Once I looked at the token design, that interpretation made even more sense. The white paper describes ROBO less like a generic speculative asset and more like a network permission layer. Operators post refundable performance bonds in ROBO to register hardware and provide services, with bond size scaling against declared capacity. Fees for data exchange, compute tasks, and API calls can be quoted in stable-value terms, but final settlement still happens in ROBO. Holders can also lock tokens into veROBO for governance signaling, while revenue can be partially converted into open-market ROBO purchases. That package matters because it ties the token to operational roles rather than just community mood. Not perfectly, but more seriously than most launch-era AI coins I see.


At first I assumed this was just another bond-and-burn diagram dressed up in robot language. Then I noticed the more practical parts. Fabric says robots need persistent identity, wallets, and standardized participation rights. A robot in a warehouse or delivery network is supposed to have an auditable onchain history, cryptographic control over accounts, and programmable settlement for services like compute, maintenance, and insurance. That sounds abstract until you reduce it to operations. Imagine a delivery robot that completes tasks in a zone where payment permissions are location-gated and some activities require human gating. The network does not only need the robot to function. It needs the robot to be known, bonded, monitored, paid, and challengeable. That is much closer to institutional plumbing than to a clean consumer app story.


From a trader’s perspective, the supply side matters just as much as the mechanism. ROBO has a fixed 10 billion maximum supply according to both the white paper and market trackers. Current circulating supply is about 2.23 billion, which puts the live market cap around $69 million and the FDV around $311 million at recent prices near $0.031. That gap is not fatal, but it is not small either. The white paper allocates 24.3% to investors and 20% to team and advisors, both on a 12-month cliff followed by 36 months of linear vesting. So even if the story is interesting, the market still has to absorb future supply. I do not care how elegant the theory is; if usage does not grow fast enough to offset unlock pressure, the chart will feel that first.

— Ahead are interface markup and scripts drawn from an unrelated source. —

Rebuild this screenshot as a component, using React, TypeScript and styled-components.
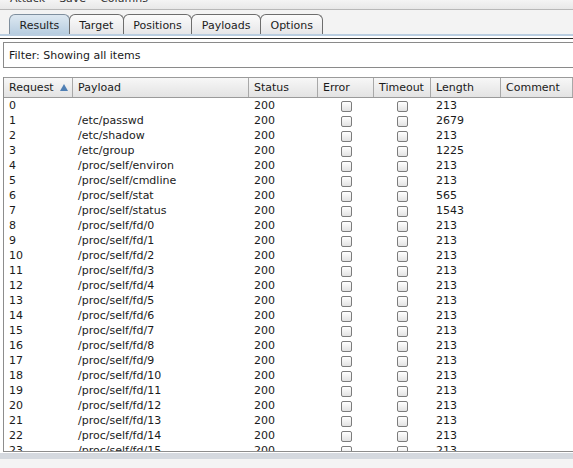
import React from "react";
import styled, { createGlobalStyle } from "styled-components";

const GlobalStyle = createGlobalStyle`
  html, body {
    margin: 0;
    padding: 0;
    background: #ffffff;
  }
  body {
    font-family: "DejaVu Sans", "Liberation Sans", sans-serif;
    font-size: 11px;
    color: #1a1a1a;
  }
`;

const Window = styled.div`
  width: 573px;
  height: 468px;
  overflow: hidden;
  display: flex;
  flex-direction: column;
  background: #ffffff;
`;

const MenuBar = styled.div`
  height: 9px;
  flex: none;
  overflow: hidden;
  display: flex;
  gap: 14px;
  padding: 0 10px;
  background: linear-gradient(#f4f4f4, #e8e8e8);
  border-bottom: 1px solid #b8b8b8;
`;

const MenuItem = styled.span`
  margin-top: -8px;
  line-height: 13px;
  color: #333;
`;

const TabStrip = styled.div`
  flex: none;
  height: 24px;
  display: flex;
  align-items: flex-end;
  padding-left: 10px;
  background: #f3f3f3;
  border-bottom: 2px solid #b9cde0;
`;

const Tab = styled.div<{ $active?: boolean }>`
  height: 20px;
  margin-left: -1px;
  padding: 1px 9.5px 0;
  box-sizing: border-box;
  display: flex;
  align-items: center;
  border: 1px solid ${(p) => (p.$active ? "#7f8f9e" : "#6d6d6d")};
  border-bottom: none;
  border-radius: 6px 6px 0 0;
  background: ${(p) =>
    p.$active
      ? "linear-gradient(#dde8f1, #b7cde0)"
      : "linear-gradient(#fbfbfb, #e6e6e8)"};
  color: #1c1c1c;
  font-size: 11px;
`;

const Content = styled.div`
  flex: 1;
  min-height: 0;
  display: flex;
  flex-direction: column;
  border-top: 1px solid #ffffff;
`;

const DarkRule = styled.div`
  height: 1px;
  flex: none;
  margin-top: 1px;
  background: #2e2e2e;
`;

const FilterBox = styled.div`
  flex: none;
  margin: 3px -4px 0 3px;
  height: 24px;
  display: flex;
  align-items: center;
  padding-left: 5px;
  border: 1px solid #8a8a8a;
  border-right: none;
  background: #ffffff;
`;

const TableFrame = styled.div`
  flex: 1;
  min-height: 0;
  margin: 9px 0 0 3px;
  display: flex;
  flex-direction: column;
  border-left: 1px solid #8d8d8d;
  border-bottom: 1px solid #8d8d8d;
  overflow: hidden;
`;

const cols = "69px 176px 69px 56px 57px 70px 1fr";

const HeaderRow = styled.div`
  flex: none;
  display: grid;
  grid-template-columns: ${cols};
  height: 19px;
  border-top: 1px solid #9a9a9a;
  border-bottom: 1px solid #9a9a9a;
  background: linear-gradient(#f7f7f7, #e3e3e3);
`;

const HeaderCell = styled.div`
  display: flex;
  align-items: center;
  gap: 6px;
  padding-left: 5px;
  border-right: 1px solid #a8a8a8;
  white-space: nowrap;
  overflow: hidden;
`;

const SortArrow = styled.span`
  width: 0;
  height: 0;
  border-left: 4px solid transparent;
  border-right: 4px solid transparent;
  border-bottom: 7px solid #4f7fb4;
`;

const Body = styled.div`
  flex: 1;
  min-height: 0;
  overflow: hidden;
`;

const Row = styled.div`
  display: grid;
  grid-template-columns: ${cols};
  height: 15px;
  align-items: center;
`;

const Cell = styled.div<{ $center?: boolean }>`
  display: flex;
  align-items: center;
  justify-content: ${(p) => (p.$center ? "center" : "flex-start")};
  padding-left: ${(p) => (p.$center ? "0" : "5px")};
  white-space: nowrap;
  overflow: hidden;
  line-height: 15px;
`;

const Check = styled.span`
  width: 9px;
  height: 9px;
  margin-top: 2px;
  border: 1px solid #7c7c7c;
  border-radius: 2px;
  background: linear-gradient(#ffffff, #e2e2e2);
`;

const ScrollTrack = styled.div`
  flex: none;
  height: 6px;
  margin-top: 1px;
  background: #d5d9df;
`;

const StatusArea = styled.div`
  flex: none;
  height: 9px;
  background: #f4f4f4;
`;

const tabs = ["Results", "Target", "Positions", "Payloads", "Options"];
const headers = ["Payload", "Status", "Error", "Timeout", "Length", "Comment"];

const rows: [string, number][] = [
  ["", 213],
  ["/etc/passwd", 2679],
  ["/etc/shadow", 213],
  ["/etc/group", 1225],
  ["/proc/self/environ", 213],
  ["/proc/self/cmdline", 213],
  ["/proc/self/stat", 565],
  ["/proc/self/status", 1543],
];
for (let i = 0; i <= 15; i++) rows.push([`/proc/self/fd/${i}`, 213]);

export default function App() {
  return (
    <>
      <GlobalStyle />
      <Window>
        <MenuBar>
          <MenuItem>Attack</MenuItem>
          <MenuItem>Save</MenuItem>
          <MenuItem>Columns</MenuItem>
        </MenuBar>
        <TabStrip>
          {tabs.map((t, i) => (
            <Tab key={t} $active={i === 0}>
              {t}
            </Tab>
          ))}
        </TabStrip>
        <Content>
          <DarkRule />
          <FilterBox>Filter: Showing all items</FilterBox>
          <TableFrame>
            <HeaderRow>
              <HeaderCell>
                Request <SortArrow />
              </HeaderCell>
              {headers.map((h) => (
                <HeaderCell key={h}>{h}</HeaderCell>
              ))}
            </HeaderRow>
            <Body>
              {rows.map(([payload, length], i) => (
                <Row key={i}>
                  <Cell>{i}</Cell>
                  <Cell>{payload}</Cell>
                  <Cell>200</Cell>
                  <Cell $center>
                    <Check />
                  </Cell>
                  <Cell $center>
                    <Check />
                  </Cell>
                  <Cell>{length}</Cell>
                  <Cell />
                </Row>
              ))}
            </Body>
          </TableFrame>
          <ScrollTrack />
          <StatusArea />
        </Content>
      </Window>
    </>
  );
}
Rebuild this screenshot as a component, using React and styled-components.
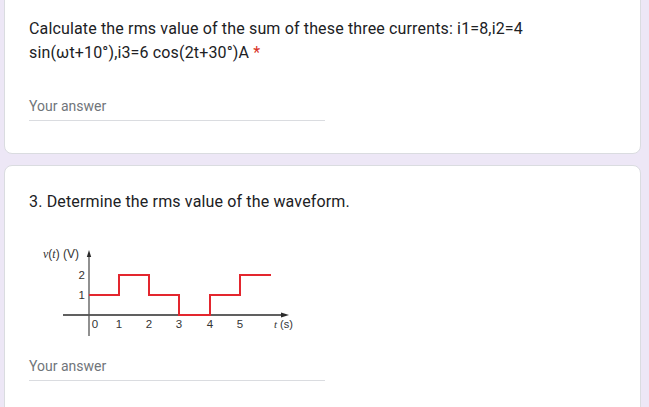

That is also where the retention problem shows up. A network like this does not survive on launch attention. Operators have to keep bonding because there is enough real work to justify the lockup. Buyers of robot services have to keep paying because the service is cheaper, more reliable, or easier to verify than off-network alternatives. Validators and challengers have to keep watching because fraud detection is worth the effort. Developers and businesses have to keep staking because access to the network actually matters. Fabric’s own design hints at this by tying some rewards and usage credits to verified work rather than passive holding. Delegators, for example, are not supposed to earn like proof-of-stake validators just for parking capital; they earn usage credits only when supported operators complete verified work. That is healthier in theory. But it also makes the usage loop harder. Real demand has to recur.


And there are plenty of ways it can break. Weak verification is the obvious one. If the network cannot reliably distinguish real work from spoofed activity, the whole institutional claim starts to collapse. Fabric does at least define challenge bounties, fraud penalties, uptime checks, and quality thresholds. Proven fraud can trigger significant slashing of the earmarked task stake, availability below 98% over a 30-day epoch can slash bonds and wipe emissions, and low quality can suspend reward eligibility. Good. Necessary. Still, these are only as strong as the detection layer and the willingness of participants to challenge bad behavior. If verification is noisy, low-quality operators can farm the narrative while the token trades ahead of evidence. Crypto does this all the time.


So my framework here is pretty simple. I get more bullish if I see bonded participation rising alongside actual service demand, not just exchange volume. I want proof that operators are willing to lock capital, that task completion is being verified repeatedly, that protocol revenue is real enough for fee conversion and buy pressure to matter, and that the story stays messier than the marketing. Clean narratives usually top before messy systems mature. I get more cautious if the chart keeps leaning on listings and category hype while usage remains hard to measure, especially with a circulating-to-FDV gap that still leaves room for future supply pressure. ROBO is already liquid enough to trade on major exchanges, which means perception can run ahead of operational truth for quite a while.


My closing view is not that Fabric is guaranteed to work. It is that the most serious part of the idea is not robot scale at all. It is whether they can build enough institution-like structure around machine labor that recurring economic behavior starts to look durable instead of staged. Traders should watch that, not the slogans. Watch whether identity, bonding, verification, payment flow, and participation rights start producing repeat usage. If those behaviors show up, the market will eventually notice. If they do not, then “robot economy” is just another story with a ticker.